Dauerbrenner in der arbeitsgerichtlichen Praxis
Allerdings: Erzielt der Arbeitnehmer während des Annahmeverzugs anderweitig Einkommen, wird dieses auf den Annahmeverzugslohn angerechnet. „Anrechnen lassen muss sich der Arbeitnehmer ferner auch, was zu erwerben er derweil böswillig unterlassen hat“, erklärt Marius Brockfeld, Rechtsanwalt bei der Arbeitsrechtskanzlei Kliemt. Das bedeutet: Der Arbeitnehmer hätte Gelegenheit gehabt, Geld durch Arbeit zu verdienen, hat es aber nicht getan.
„Die Anrechnung böswilligen Unterlassens ein Dauerbrenner in der arbeitsgerichtlichen Praxis“, sagt Brockfeld. Denn hier komme es stets auf eine Gesamtabwägung der beiderseitigen Interessen an − unter Bewertung aller Umstände des konkreten Falls. Dies sei rechtlich keine triviale Sache. Das Bundesarbeitsgericht habe nun aber mit seinem Urteil vom 7. Februar (Aktenzeichen 5 AZR 177/23) wichtige und wegweisende Hinweise für den Umgang mit Annahmeverzugslohnansprüchen gegeben, erläutert der Anwalt. Meldet sich der Arbeitnehmer nicht bei der Arbeitsagentur arbeitssuchend, sei dies klar zu berücksichtigen.
Allerdings kann ein fehlender Hinweis des Arbeitgebers auf die Meldepflicht ebenfalls in der Gesamtabwägung berücksichtigt werden. „Arbeitgeber sollten deshalb die Pflicht zur Arbeitsuchendmeldung in ihre Kündigungsschreiben aufnehmen“, rät Brockfeld.

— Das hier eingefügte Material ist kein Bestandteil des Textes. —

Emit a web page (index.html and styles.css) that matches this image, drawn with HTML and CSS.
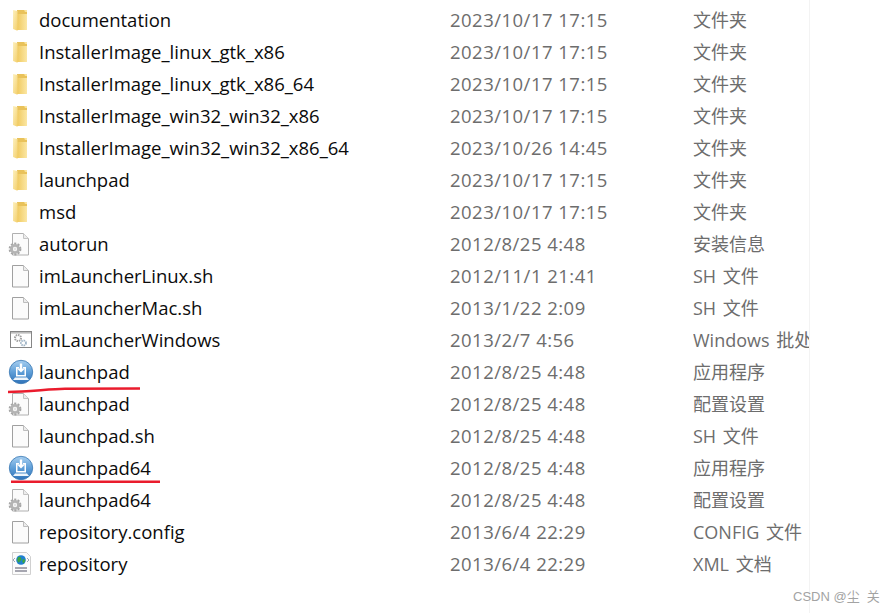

Arbeitgeber kann konkrete Stellenangebote weitergeben
Der Arbeitgeber kann dem Arbeitnehmer auch selbst konkrete anderweitige Arbeitsangebote weiterleiten. Das kann ebenfalls in der arbeitsrechtlichen Bewertung berücksichtigt werden. Ein allgemeiner Verweis auf gute Chancen am Arbeitsmarkt ist indes irrelevant
Das Bundesarbeitsgericht habe zudem klargestellt, dass der Arbeitnehmer nicht generell nur einfach Jobangebote der Arbeitsagentur abwarten darf, sondern sich grundsätzlich selbst um eine neue Stelle bemühen müsse. Er müsse dafür allerdings nicht seine gesamte Zeit aufwenden.